Speculative Future Profits
The court then examined Venture's claim for lost future profits, particularly those associated with a potential sale of Heath at an IPO. It determined that while Venture could present evidence regarding Heath's profitability and its plans to turn the company around, it could not recover profits from an IPO sale that was deemed speculative. For lost profits to be recoverable, they must be proven with a reasonable degree of certainty, and the court found that Venture's claims lacked the necessary evidentiary support. Without a firm buyer or investor in place at the time of the negotiations, any claims for profits from a future IPO were deemed too contingent and speculative. The court concluded that while claims for profits based on Heath's operational profitability could proceed, claims for profits tied to future sale conditions like an IPO were impermissible without further evidence.
Conclusion on Damages
In conclusion, the court granted Zenith's motion for summary judgment regarding the speculative claim for profits from an IPO while denying it in part concerning other potential damages.
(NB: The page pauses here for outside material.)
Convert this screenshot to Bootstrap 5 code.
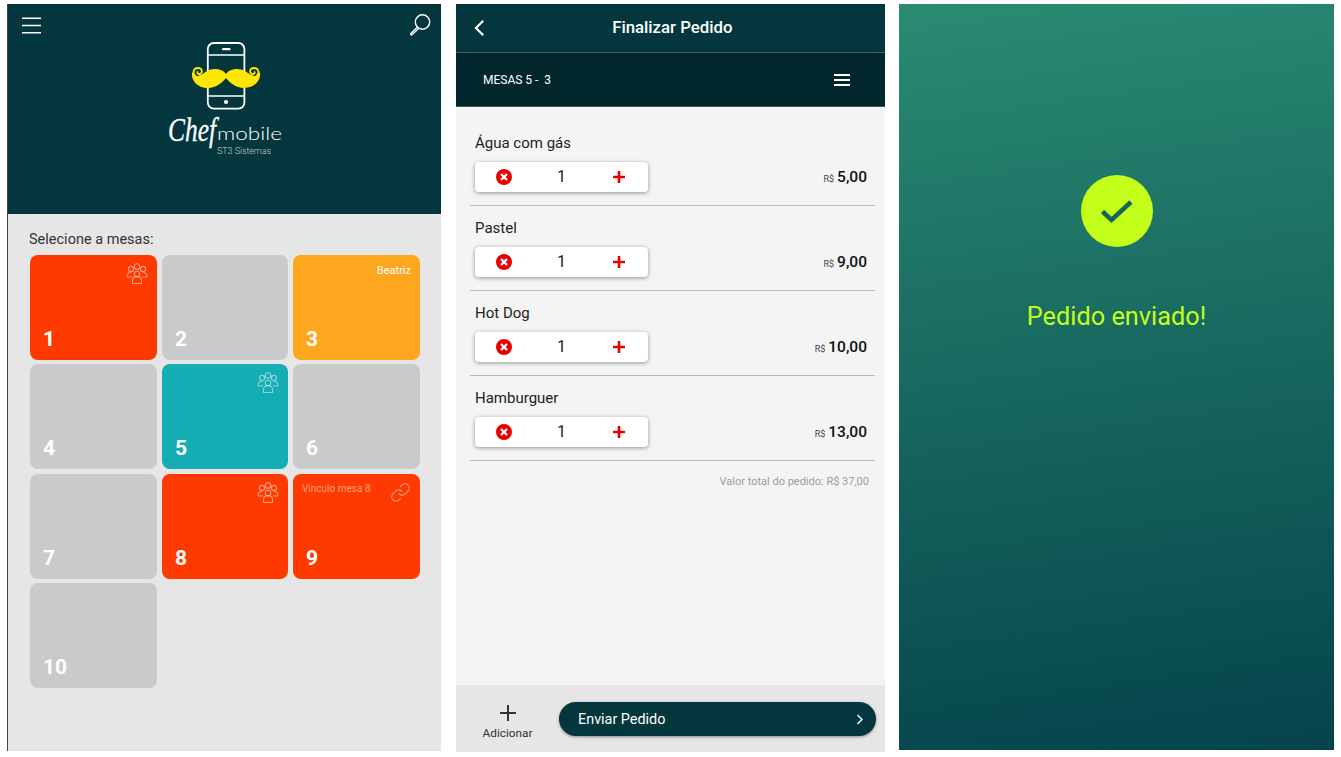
<!DOCTYPE html>
<html lang="pt-BR">
<head>
<meta charset="utf-8">
<title>Chef Mobile</title>
<link href="https://cdn.jsdelivr.net/npm/bootstrap@5.3.0/dist/css/bootstrap.min.css" rel="stylesheet">
<style>
html,body{height:757px;overflow:hidden;background:#fff;font-family:Roboto,"Liberation Sans",sans-serif}
.screens{padding:4px 0 0 7px;height:757px}
.scr-tables{width:434px;height:747px;background:#e6e6e6;border-left:1px solid #3a4750}
.scr-order{width:429px;height:748px;margin-left:15px;background:#f4f4f4}
.scr-done{width:435px;height:746px;margin-left:14px;background:linear-gradient(172deg,#2a8b72 0%,#04434b 100%)}
.home-head{height:210px;background:#03363d;padding:0 10px 0 14px}
.home-top{height:42px}
.logo-wrap{margin-top:-8px;height:132px}
.logo-wrap svg{margin-left:-3px}
.pick-body{padding:15px 21px 0 22px}
.pick-label{font-size:14.5px;line-height:21px;color:#333;margin-bottom:4.8px;margin-left:-1px}
.tile-grid{display:grid;grid-template-columns:127px 126px 127px;grid-auto-rows:105px;gap:4.5px 5px}
.tile{border-radius:8px;padding:8px 9px 9px 13px;color:#fff;background:#c9cacc}
.tile-red{background:#ff3a00}
.tile-teal{background:#14adb4}
.tile-amber{background:#fda61e}
.tile-num{font-size:21px;font-weight:700;line-height:24px;margin-bottom:0;margin-top:auto}
.tile-name{font-size:11px;line-height:16px;text-align:right}
.tile-link{font-size:10px;line-height:14px;color:rgba(255,255,255,.5);margin:0 0 0 -4px}
.tile-ico{stroke:rgba(255,255,255,.5);fill:none;stroke-width:1.1}
.order-head{height:49px;background:#03363d;border-bottom:1px solid #3c5e63;padding:0 0 0 18px;color:#fff}
.order-title{font-size:16.8px;font-weight:500;width:100%;text-align:center;padding-right:25px}
.order-sub{height:54px;background:#01272d;color:#fff;font-size:12px;padding:0 35px 0 27px;border-bottom:1px solid #3c5e63}
.order-list{padding:14px 10px 0 14px}
.order-row{height:85px;border-bottom:1px solid #b9b9b9;padding:11px 0 0 5px}
.order-name{font-size:15px;line-height:22px;color:#222;margin-bottom:8px}
.stepper{width:173px;height:30px;background:#fff;border-radius:4px;padding:0 22px 0 21px;box-shadow:0 1px 4px rgba(0,0,0,.4);font-size:16px;color:#222}
.stepper span{margin-left:-1px}
.price{font-size:15.5px;font-weight:500;color:#111;margin-right:8px;margin-top:4px}
.price-cur{font-size:9px;font-weight:400;color:#444;margin-right:3px}
.order-total{font-size:11px;color:#9c9c9c;text-align:right;margin:13px 6px 0 0;line-height:16px}
.order-foot{height:67px;background:#e6e6e6;padding:0 9px 0 0}
.add-btn{width:103px;font-size:11.8px;color:#333;line-height:14px;margin-top:6px}
.send-btn{height:34px;border-radius:17px;border:0;background:#03363d;color:#fff;font-size:14.4px;padding:0 12px 0 19px;box-shadow:0 1px 3px rgba(0,0,0,.4);margin-top:1px}
.send-btn span{padding-top:1px}
.send-btn:hover,.send-btn:active{background:#03363d;color:#fff}
.ok-circle{width:72px;height:72px;border-radius:50%;background:#c3ff1a;margin-top:171px}
.ok-text{font-size:25.3px;color:#c3ff1a;line-height:30px;margin-top:55px}
</style>
</head>
<body>
<div class="screens d-flex align-items-start">

  <section class="scr-tables d-flex flex-column">
    <header class="home-head">
      <div class="home-top d-flex justify-content-between align-items-center">
        <svg width="20" height="17" viewBox="0 0 20 17" aria-hidden="true"><path d="M0 1.2h19M0 8.5h19M0 15.8h19" stroke="#fff" stroke-width="1.5"/></svg>
        <svg width="22" height="22" viewBox="0 0 22 22" aria-hidden="true"><circle cx="13.500" cy="8" r="7.200" fill="none" stroke="#fff" stroke-width="1.400"/><path d="M8.300 13.200 2 19.300c-.8.8 0 2 1 1.400l6.600-6.200" fill="none" stroke="#fff" stroke-width="1.300"/></svg>
      </div>
      <div class="logo-wrap d-flex justify-content-center">
        <svg width="130" height="122" viewBox="160 38 130 122" role="img" aria-label="Chef mobile">
          <rect x="207.800" y="43" width="36.600" height="65.600" rx="6" fill="none" stroke="#fff" stroke-width="1.800"/>
          <path d="M208 55h36M208 96h36" stroke="#fff" stroke-width="1.500"/>
          <rect x="222" y="48" width="8.500" height="2.200" rx="1" fill="#fff"/>
          <circle cx="226" cy="102" r="2.100" fill="#fff"/>
          <g>
            <path d="M226 74C222 68 212 68 207 71 203 74 199 76 196 76 194 75 193.500 73 194 71L192 73C191 80 197 88 208 88 216 88 223 82 226 78Z" fill="#ffe600"/>
            <path d="M196 76C192 74 193 68 198 68 203 68 203 74 199 74 197 74 197 72 198 71.500" fill="none" stroke="#ffe600" stroke-width="1.800"/>
          </g>
          <g transform="translate(452 0) scale(-1 1)">
            <path d="M226 74C222 68 212 68 207 71 203 74 199 76 196 76 194 75 193.500 73 194 71L192 73C191 80 197 88 208 88 216 88 223 82 226 78Z" fill="#ffe600"/>
            <path d="M196 76C192 74 193 68 198 68 203 68 203 74 199 74 197 74 197 72 198 71.500" fill="none" stroke="#ffe600" stroke-width="1.800"/>
          </g>
          <text transform="translate(168 141) scale(.77 1)" font-family="Liberation Serif,serif" font-style="italic" font-size="33" fill="#fff" stroke="#fff" stroke-width=".3">Chef</text>
          <text x="217" y="140" font-family="Lato,sans-serif" font-weight="300" font-size="18" fill="#fff" textLength="65" lengthAdjust="spacingAndGlyphs">mobile</text>
          <text x="217" y="153.500" font-family="Roboto,sans-serif" font-weight="300" font-size="9" fill="#c9d2d3" textLength="54" lengthAdjust="spacingAndGlyphs">ST3 Sistemas</text>
        </svg>
      </div>
    </header>
    <div class="pick-body">
      <p class="pick-label">Selecione a mesas:</p>
      <div class="tile-grid">
        <div class="tile tile-red d-flex flex-column">
          <div class="d-flex justify-content-end"><svg class="tile-ico" width="22" height="21" viewBox="0 0 22 21" aria-hidden="true"><circle cx="11" cy="3.600" r="2.800"/><circle cx="5" cy="6" r="2.600"/><circle cx="17" cy="6" r="2.600"/><circle cx="11" cy="11" r="2.800"/><path d="M1 14c0-3 1.500-4.500 4-5M21 14c0-3-1.500-4.500-4-5M1 14h5M21 14h-5M6.500 20.500v-3c0-2.300 1.800-3.800 4.500-3.800s4.500 1.500 4.500 3.800v3z"/></svg></div>
          <p class="tile-num">1</p>
        </div>
        <div class="tile d-flex flex-column"><p class="tile-num">2</p></div>
        <div class="tile tile-amber d-flex flex-column">
          <div class="tile-name">Beatriz</div>
          <p class="tile-num">3</p>
        </div>
        <div class="tile d-flex flex-column"><p class="tile-num">4</p></div>
        <div class="tile tile-teal d-flex flex-column">
          <div class="d-flex justify-content-end"><svg class="tile-ico" width="22" height="21" viewBox="0 0 22 21" aria-hidden="true"><circle cx="11" cy="3.600" r="2.800"/><circle cx="5" cy="6" r="2.600"/><circle cx="17" cy="6" r="2.600"/><circle cx="11" cy="11" r="2.800"/><path d="M1 14c0-3 1.500-4.500 4-5M21 14c0-3-1.500-4.500-4-5M1 14h5M21 14h-5M6.500 20.500v-3c0-2.300 1.800-3.800 4.500-3.800s4.500 1.500 4.500 3.800v3z"/></svg></div>
          <p class="tile-num">5</p>
        </div>
        <div class="tile d-flex flex-column"><p class="tile-num">6</p></div>
        <div class="tile d-flex flex-column"><p class="tile-num">7</p></div>
        <div class="tile tile-red d-flex flex-column">
          <div class="d-flex justify-content-end"><svg class="tile-ico" width="22" height="21" viewBox="0 0 22 21" aria-hidden="true"><circle cx="11" cy="3.600" r="2.800"/><circle cx="5" cy="6" r="2.600"/><circle cx="17" cy="6" r="2.600"/><circle cx="11" cy="11" r="2.800"/><path d="M1 14c0-3 1.500-4.500 4-5M21 14c0-3-1.500-4.500-4-5M1 14h5M21 14h-5M6.500 20.500v-3c0-2.300 1.800-3.800 4.500-3.800s4.500 1.500 4.500 3.800v3z"/></svg></div>
          <p class="tile-num">8</p>
        </div>
        <div class="tile tile-red d-flex flex-column">
          <div class="d-flex justify-content-between align-items-start">
            <span class="tile-link">Vínculo mesa 8</span>
            <svg class="tile-ico" width="21" height="21" viewBox="0 0 24 24" aria-hidden="true"><path d="M10 13a5 5 0 0 0 7.540.54l3-3a5 5 0 0 0-7.070-7.070l-1.720 1.710M14 11a5 5 0 0 0-7.540-.54l-3 3a5 5 0 0 0 7.070 7.070l1.710-1.710" stroke-width="1.300"/></svg>
          </div>
          <p class="tile-num">9</p>
        </div>
        <div class="tile d-flex flex-column"><p class="tile-num">10</p></div>
      </div>
    </div>
  </section>

  <section class="scr-order d-flex flex-column">
    <header class="order-head d-flex align-items-center">
      <svg width="11" height="18" viewBox="0 0 11 18" aria-hidden="true"><path d="M9.500 1.500 2 9l7.500 7.500" fill="none" stroke="#fff" stroke-width="2.200"/></svg>
      <div class="order-title">Finalizar Pedido</div>
    </header>
    <div class="order-sub d-flex justify-content-between align-items-center">
      <span>MESAS 5 -&nbsp; 3</span>
      <svg width="16" height="12" viewBox="0 0 16 12" aria-hidden="true"><path d="M0 1h16M0 6h16M0 11h16" stroke="#fff" stroke-width="1.800"/></svg>
    </div>
    <div class="order-list">
      <div class="order-row">
        <div class="order-name">Água com gás</div>
        <div class="d-flex justify-content-between">
          <div class="stepper d-flex justify-content-between align-items-center">
            <svg width="16" height="16" viewBox="0 0 16 16" aria-hidden="true"><circle cx="8" cy="8" r="8" fill="#e60000"/><path d="M5 5l6 6M11 5l-6 6" stroke="#fff" stroke-width="2.300"/></svg>
            <span>1</span>
            <svg width="14" height="14" viewBox="0 0 14 14" aria-hidden="true"><path d="M7 1v12M1 7h12" stroke="#e60000" stroke-width="2.600"/></svg>
          </div>
          <div class="price"><span class="price-cur">R$</span>5,00</div>
        </div>
      </div>
      <div class="order-row">
        <div class="order-name">Pastel</div>
        <div class="d-flex justify-content-between">
          <div class="stepper d-flex justify-content-between align-items-center">
            <svg width="16" height="16" viewBox="0 0 16 16" aria-hidden="true"><circle cx="8" cy="8" r="8" fill="#e60000"/><path d="M5 5l6 6M11 5l-6 6" stroke="#fff" stroke-width="2.300"/></svg>
            <span>1</span>
            <svg width="14" height="14" viewBox="0 0 14 14" aria-hidden="true"><path d="M7 1v12M1 7h12" stroke="#e60000" stroke-width="2.600"/></svg>
          </div>
          <div class="price"><span class="price-cur">R$</span>9,00</div>
        </div>
      </div>
      <div class="order-row">
        <div class="order-name">Hot Dog</div>
        <div class="d-flex justify-content-between">
          <div class="stepper d-flex justify-content-between align-items-center">
            <svg width="16" height="16" viewBox="0 0 16 16" aria-hidden="true"><circle cx="8" cy="8" r="8" fill="#e60000"/><path d="M5 5l6 6M11 5l-6 6" stroke="#fff" stroke-width="2.300"/></svg>
            <span>1</span>
            <svg width="14" height="14" viewBox="0 0 14 14" aria-hidden="true"><path d="M7 1v12M1 7h12" stroke="#e60000" stroke-width="2.600"/></svg>
          </div>
          <div class="price"><span class="price-cur">R$</span>10,00</div>
        </div>
      </div>
      <div class="order-row">
        <div class="order-name">Hamburguer</div>
        <div class="d-flex justify-content-between">
          <div class="stepper d-flex justify-content-between align-items-center">
            <svg width="16" height="16" viewBox="0 0 16 16" aria-hidden="true"><circle cx="8" cy="8" r="8" fill="#e60000"/><path d="M5 5l6 6M11 5l-6 6" stroke="#fff" stroke-width="2.300"/></svg>
            <span>1</span>
            <svg width="14" height="14" viewBox="0 0 14 14" aria-hidden="true"><path d="M7 1v12M1 7h12" stroke="#e60000" stroke-width="2.600"/></svg>
          </div>
          <div class="price"><span class="price-cur">R$</span>13,00</div>
        </div>
      </div>
      <div class="order-total">Valor total do pedido: R$ 37,00</div>
    </div>
    <footer class="order-foot mt-auto d-flex align-items-center">
      <div class="add-btn d-flex flex-column align-items-center">
        <svg width="18" height="18" viewBox="0 0 18 18" aria-hidden="true"><path d="M9 1v16M1 9h16" stroke="#333" stroke-width="2"/></svg>
        <span class="mt-1">Adicionar</span>
      </div>
      <button type="button" class="btn send-btn flex-grow-1 d-flex justify-content-between align-items-center">
        <span>Enviar Pedido</span>
        <svg width="8" height="11" viewBox="0 0 8 11" aria-hidden="true"><path d="M1.500 1 6 5.500 1.500 10" fill="none" stroke="#fff" stroke-width="1.400"/></svg>
      </button>
    </footer>
  </section>

  <section class="scr-done d-flex flex-column align-items-center">
    <div class="ok-circle d-flex justify-content-center align-items-center">
      <svg width="34" height="26" viewBox="0 0 34 26" aria-hidden="true"><path d="M2.500 13.500 11.500 22 31 4" fill="none" stroke="#15655f" stroke-width="4.500"/></svg>
    </div>
    <div class="ok-text">Pedido enviado!</div>
  </section>
</div>
<script src="https://cdn.jsdelivr.net/npm/bootstrap@5.3.0/dist/js/bootstrap.bundle.min.js"></script>
</body>
</html>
The court ruled that Venture could pursue reliance damages and lost profits related to Heath's profitability, provided they could be substantiated with reasonable certainty. However, the court clarified that any claims for profits hinging on the speculative future sale of the company at an IPO were not recoverable under Illinois law. This distinction highlighted the court's recognition of the limitations imposed by the nature of preliminary agreements and the need for concrete evidence when claiming damages for lost profits. Ultimately, the court's ruling delineated the boundaries for recovering damages stemming from breaches of preliminary agreements, balancing the need for fairness with the requirement for evidence-based claims.